On 1 March 2018 Belarusbank introduced a mobile payment service Belarusbank Pay for its customers, which allowed holders of Mastercard or Maestro payment cards to perform contactless payments using their mobile phones. The project was carried out in cooperation with the Mastercard payment system. The BELARUSBANK Pay service developed on the basis of the HCE (Host Card Emulation) technology allowed issuing a virtual analogue of a payment card free of charge with the use of a mobile phone (supported by the NFC (Near Field Сommunication) technology and Android operating system, version 4.4 or above) and a mobile application to make payments with one touch of a mobile phone to a contactless mobile terminal at merchants.

On 30 August 2021 Belarusbank announced on its website that from 1 September it would stop supporting the payment service Belarusbank Pay.

== International sanctions ==
In June 2021, the European Union imposed sanctions against Belarusbank. In August of the same year, Switzerland joined the EU sanctions.

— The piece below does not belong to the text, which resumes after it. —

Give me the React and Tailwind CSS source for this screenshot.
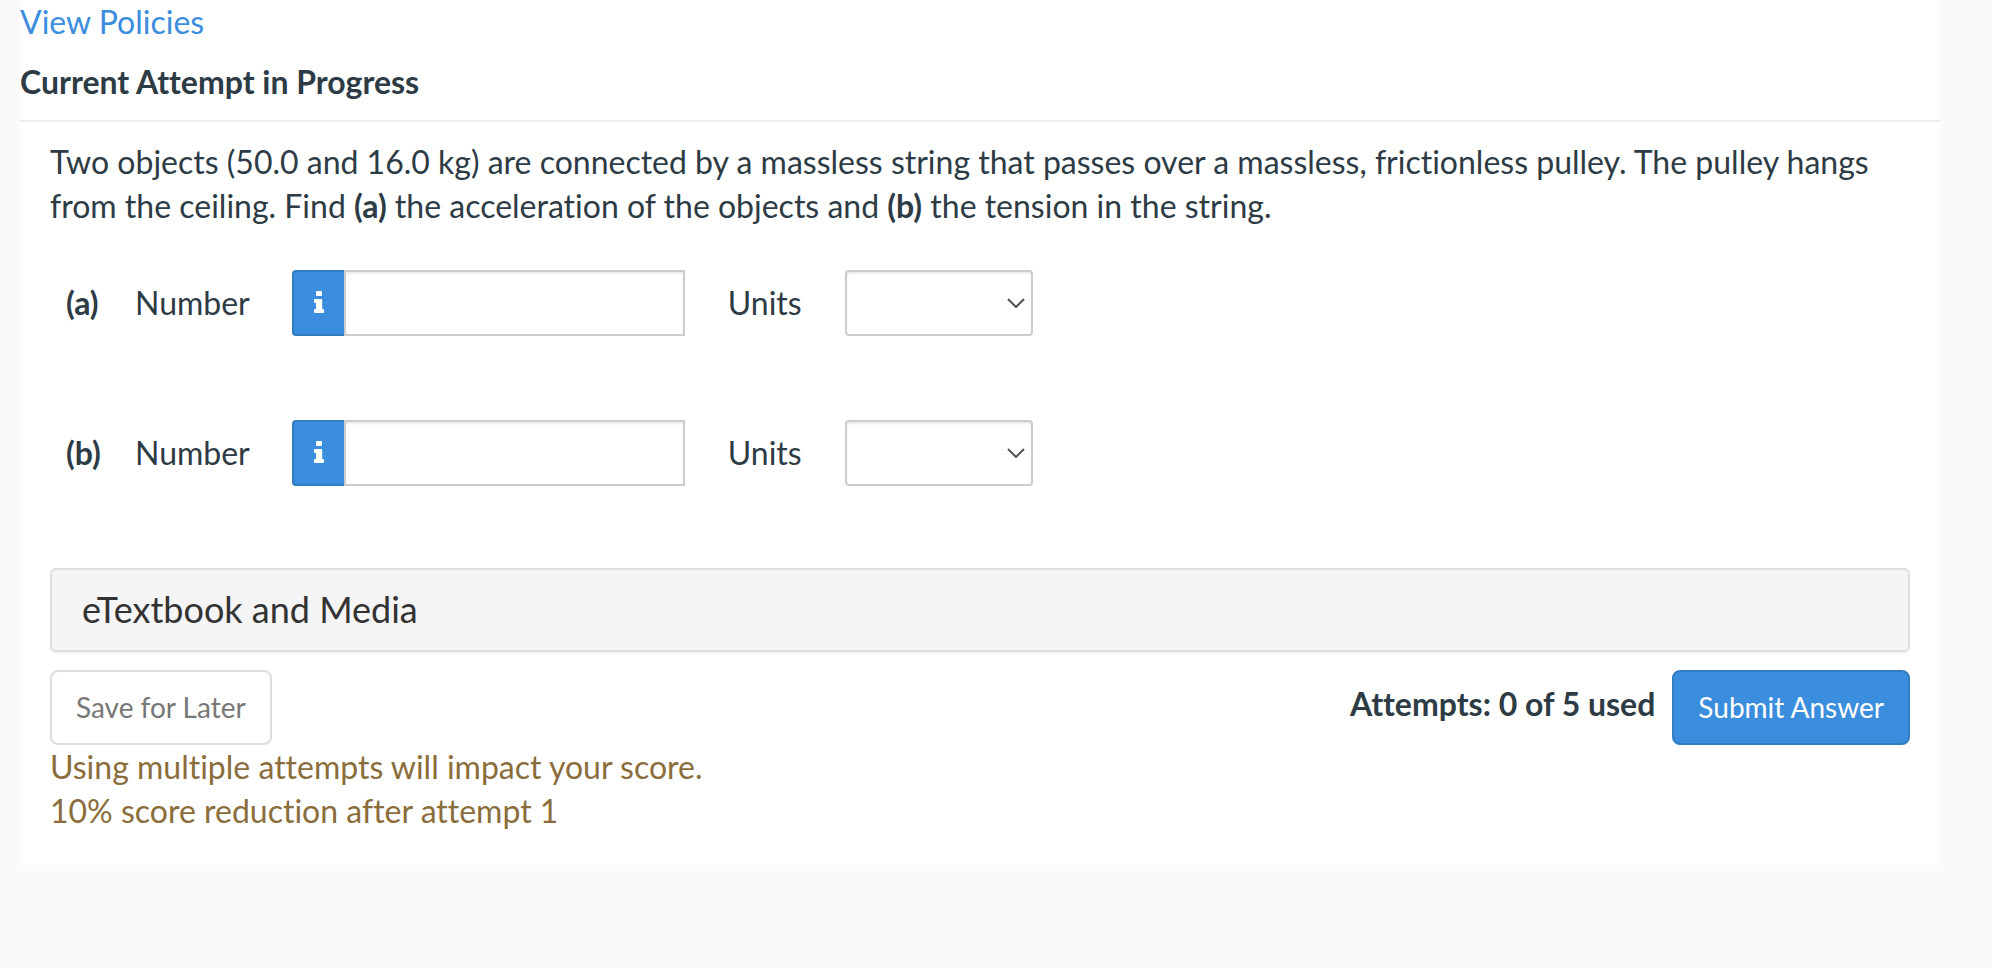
const parts = [
    { id: 'a', label: '(a)' },
    { id: 'b', label: '(b)' },
];

function InfoIcon() {
    return (
        <svg aria-hidden="true" viewBox="0 0 10 22" className="h-[22px] w-[10px] fill-white">
            <rect x="2" y="0" width="6" height="5" rx="1" />
            <path d="M1 8h6.4a.8.8 0 0 1 .8.8V18H9a1 1 0 0 1 1 1v2a1 1 0 0 1-1 1H1a1 1 0 0 1-1-1v-2a1 1 0 0 1 1-1h1v-6H1a1 1 0 0 1-1-1V9a1 1 0 0 1 1-1z" />
        </svg>
    );
}

function AnswerRow({ id, label }) {
    return (
        <div className="flex h-[66px] items-center pl-4">
            <strong className="w-[69px] font-bold">{label}</strong>
            <label htmlFor={`number-${id}`}>Number</label>

            <div className="ml-[42px] flex h-full">
                <button
                    type="button"
                    aria-label="Answer format information"
                    className="flex w-[52px] items-center justify-center rounded-l border-2 border-r-0 border-[#317dc1] bg-[#3b8ddd] pb-0.5"
                >
                    <InfoIcon />
                </button>
                <input
                    id={`number-${id}`}
                    type="text"
                    className="w-[341px] border-2 border-[#ccc] bg-white px-3 shadow-[inset_0_2px_2px_rgba(0,0,0,0.075)]"
                />
            </div>

            <label htmlFor={`units-${id}`} className="mx-[43px]">Units</label>

            <div className="relative h-full w-[188px]">
                <select
                    id={`units-${id}`}
                    className="h-full w-full appearance-none rounded border-2 border-[#ccc] bg-white px-3 shadow-[inset_0_2px_2px_rgba(0,0,0,0.075)]"
                >
                    <option value="" />
                    <option value="m/s2">m/s²</option>
                    <option value="N">N</option>
                </select>
                <svg
                    aria-hidden="true"
                    viewBox="0 0 18 10"
                    className="pointer-events-none absolute top-7 right-2 h-[10px] w-[18px] fill-none stroke-[#555] stroke-2"
                >
                    <path d="M1 1l8 8 8-8" />
                </svg>
            </div>
        </div>
    );
}

export default function App() {
    return (
        <div className="min-h-screen bg-[#fafafa] pr-[52px] pl-5 font-['Lato',sans-serif] text-[32px] leading-[44px] text-[#2d3b45] [font-variant-ligatures:none]">
            <main className="bg-white pb-8">
                <a href="#policies" className="block w-fit text-[#3b8ddd]">View Policies</a>
                <h1 className="mt-4 border-b-2 border-[#ededed] pb-4 font-bold">Current Attempt in Progress</h1>

                <div className="px-[30px] pt-[18px]">
                    <p>
                        Two objects (50.0 and 16.0 kg) are connected by a massless string that passes over a massless,
                        frictionless pulley. The pulley hangs from the ceiling. Find <strong className="font-bold">(a)</strong> the
                        acceleration of the objects and <strong className="font-bold">(b)</strong> the tension in the string.
                    </p>

                    <form className="mt-[42px]" onSubmit={(e) => e.preventDefault()}>
                        <div className="flex flex-col gap-[84px]">
                            {parts.map((part) => (
                                <AnswerRow key={part.id} {...part} />
                            ))}
                        </div>

                        <button
                            type="button"
                            className="mt-[82px] h-[84px] w-full rounded-md border-2 border-[#ddd] bg-[#f5f5f5] px-[30px] pb-0.5 text-left text-[36px] text-[#333] shadow-[0_2px_2px_rgba(0,0,0,0.05)]"
                        >
                            eTextbook and Media
                        </button>

                        <div className="mt-[18px] flex items-start justify-between">
                            <button
                                type="button"
                                className="h-[75px] rounded-lg border-2 border-[#ddd] bg-white px-6 pb-0.5 text-[28px] text-[#777]"
                            >
                                Save for Later
                            </button>
                            <div className="flex items-start gap-[17px]">
                                <strong className="mt-3 font-bold">Attempts: 0 of 5 used</strong>
                                <button
                                    type="submit"
                                    className="h-[75px] rounded-lg border-2 border-[#317dc1] bg-[#3b8ddd] px-6 pb-0.5 text-[28px] text-white"
                                >
                                    Submit Answer
                                </button>
                            </div>
                        </div>
                    </form>

                    <p className="text-[#8a6d3b]">Using multiple attempts will impact your score.</p>
                    <p className="text-[#8a6d3b]">10% score reduction after attempt 1</p>
                </div>
            </main>
        </div>
    );
}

Ukraine imposed sanctions against the bank in October 2022, and against ASB Leasing, its subsidiary, in January 2023. In 2022 and 2023, the bank was subject to Canadian sanctions.

== Mortgage office ==
In February 2018 Belarusbank became the first bank in the country to open a mortgage office. It offers customers a set of services referring to receiving real property loans, both for construction and purchase of new residential property, and to buy residential property at the secondary market. The office issues residential loans and provides services required for transaction settlement: selection of accommodations, performance of purchase or execution of a co-investment agreement with a property developer, selection of a mortgage loan and real estate title registration.

== Awards ==

Belarusbank won the following awards for high quality of international wire transfers performance:

- 2012 – Standard Chartered Bank certificate (for high quality execution of payment orders for international wire transfers in the SWIFT format); Deutsche Bank AG (Germany) certificate Deutsche Bank's Straight-Through Processing (STP) Excellence Award (for wire transfers in US dollars);
- 2013 – Standard Chartered Bank (New York, USA) award USD Clearing Certificate of Achievement (for wire transfers), and Commerzbank AG (Germany) award STP Award 2013 (for high quality of payment arrangement via Nostro accounts).
- 2012-2013 – VISA International awarded Belarusbank for good service in the Fewest Fraudulent Transactions nomination.